Scope of the Arbitration Agreement
The court also considered the scope of the arbitration agreement concerning claims under the Fair Labor Standards Act (FLSA) and other statutory rights. Davenport argued that the agreement's exclusion of "representative claims which cannot be waived under applicable law" implied that his FLSA claims could not be arbitrated. However, the court emphasized that federal law generally favors broad interpretations of arbitration clauses and resolves any doubts in favor of arbitration. Additionally, the court cited precedent affirming that FLSA claims could be arbitrated and that the collective action waivers included in the agreement did not render it unenforceable. The court concluded that the arbitration agreement applied to Davenport's claims and did not violate any statutory provisions, thereby requiring his claims to be resolved through arbitration rather than litigation.
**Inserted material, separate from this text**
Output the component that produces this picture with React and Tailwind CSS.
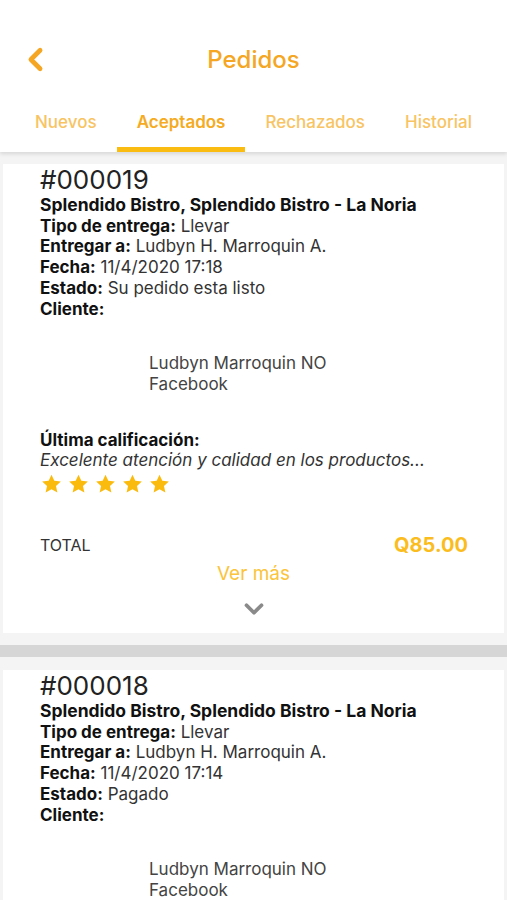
import { ChevronLeft, ChevronDown } from 'lucide-react';

const font = { fontFamily: 'Inter, "Noto Sans", sans-serif' };

const tabs = [
  { label: 'Nuevos' },
  { label: 'Aceptados', active: true },
  { label: 'Rechazados' },
  { label: 'Historial' },
];

const orders = [
  { id: '#000019', fecha: '11/4/2020 17:18', estado: 'Su pedido esta listo', rating: true },
  { id: '#000018', fecha: '11/4/2020 17:14', estado: 'Pagado' },
];

function Star() {
  return (
    <svg width="23" height="22" viewBox="0 0 24 24">
      <path d="M12 1.8l3.1 6.6 7.1.8-5.3 4.9 1.5 7.1L12 17.6l-6.4 3.6 1.5-7.1L1.8 9.2l7.1-.8z" fill="#fbbb0e" />
    </svg>
  );
}

function Row({ label, value }) {
  return (
    <div className="leading-[20.7px]">
      <span className="font-bold text-[#111]">{label}</span>
      {value && <span className="text-[#333]"> {value}</span>}
    </div>
  );
}

function OrderCard({ order }) {
  return (
    <div className="bg-white mx-[3px] pl-[37px] pr-[30px] pt-[2px]">
      <div className="text-[26px] leading-[28px] text-[#222]">{order.id}</div>
      <div className="text-[17px] mt-[1px]">
        <div className="leading-[20.7px] font-bold text-[#111] whitespace-nowrap text-[17.5px]">Splendido Bistro, Splendido Bistro - La Noria</div>
        <Row label="Tipo de entrega:" value="Llevar" />
        <Row label="Entregar a:" value="Ludbyn H. Marroquin A." />
        <Row label="Fecha:" value={order.fecha} />
        <Row label="Estado:" value={order.estado} />
        <Row label="Cliente:" />
        <div className="pl-[109px] pt-[34px] text-[#444] leading-[20.7px]">
          <div>Ludbyn Marroquin NO</div>
          <div>Facebook</div>
        </div>
      </div>
      {order.rating && (
        <div className="text-[17px]">
          <div className="mt-[35px] leading-[20.7px] font-bold text-[#111]">Última calificación:</div>
          <div className="leading-[20.7px] italic text-[#333] whitespace-nowrap">Excelente atención y calidad en los productos...</div>
          <div className="flex gap-[4px] mt-[2px]">
            {[0, 1, 2, 3, 4].map((i) => <Star key={i} />)}
          </div>
          <div className="flex items-center justify-between mt-[38px] h-[24px] pr-[6px]">
            <span className="text-[16px] text-[#333]">TOTAL</span>
            <span className="text-[20px] font-bold text-[#fbbd1e]">Q85.00</span>
          </div>
          <div className="text-center text-[19px] text-[#fbc43a] mt-[4px] leading-[26px] -ml-[37px] -mr-[30px]">Ver más</div>
          <div className="flex justify-center -ml-[37px] -mr-[30px] pt-[7px] pb-[9px]">
            <ChevronDown size={30} strokeWidth={3} color="#8a8a8a" />
          </div>
        </div>
      )}
    </div>
  );
}

export default function App() {
  return (
    <div className="w-[507px] h-[900px] overflow-hidden bg-[#f4f4f4]" style={font}>
      <div className="bg-white relative z-10 shadow-[0_2px_4px_rgba(0,0,0,0.12)]">
        <div className="h-[100px] flex items-center justify-center relative">
          <div className="absolute left-[17px] top-[41px]">
            <ChevronLeft size={37} strokeWidth={3} color="#f5a623" />
          </div>
          <h1 className="text-[24px] font-medium text-[#f5a623] mt-[20px]">Pedidos</h1>
        </div>
        <div className="flex pl-[15px] h-[52px]">
          {tabs.map((t) => (
            <div key={t.label} className="relative px-[20px] flex items-start pt-[10px]">
              <span className={`text-[17px] ${t.active ? 'font-semibold text-[#f5ab22]' : 'font-medium text-[#f8c463]'}`}>{t.label}</span>
              {t.active && <div className="absolute left-0 right-0 bottom-0 h-[5px] bg-[#fbbc12]" />}
            </div>
          ))}
        </div>
      </div>
      <div className="pt-[12px]">
        <OrderCard order={orders[0]} />
        <div className="h-[12px]" />
        <div className="h-[12px] bg-[#d6d6d6]" />
        <div className="h-[13px]" />
        <OrderCard order={orders[1]} />
      </div>
    </div>
  );
}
Procedural and Substantive Unconscionability Arguments
Davenport raised arguments concerning the unconscionability of the arbitration agreement, asserting that it was procedurally unconscionable because he was effectively compelled to sign it. The court rejected this claim, stating that the nature of at-will employment allows employers to impose conditions as part of employment agreements. It noted that requiring employees to sign arbitration agreements does not contravene the established principles of contract law. Furthermore, Davenport's substantive unconscionability arguments, which hinged on attorney's fees and the prohibition on collective arbitration, were also dismissed as the court found these provisions to be valid and enforceable. The court concluded that the arbitration agreement did not exhibit characteristics of unconscionability and remained binding on Davenport.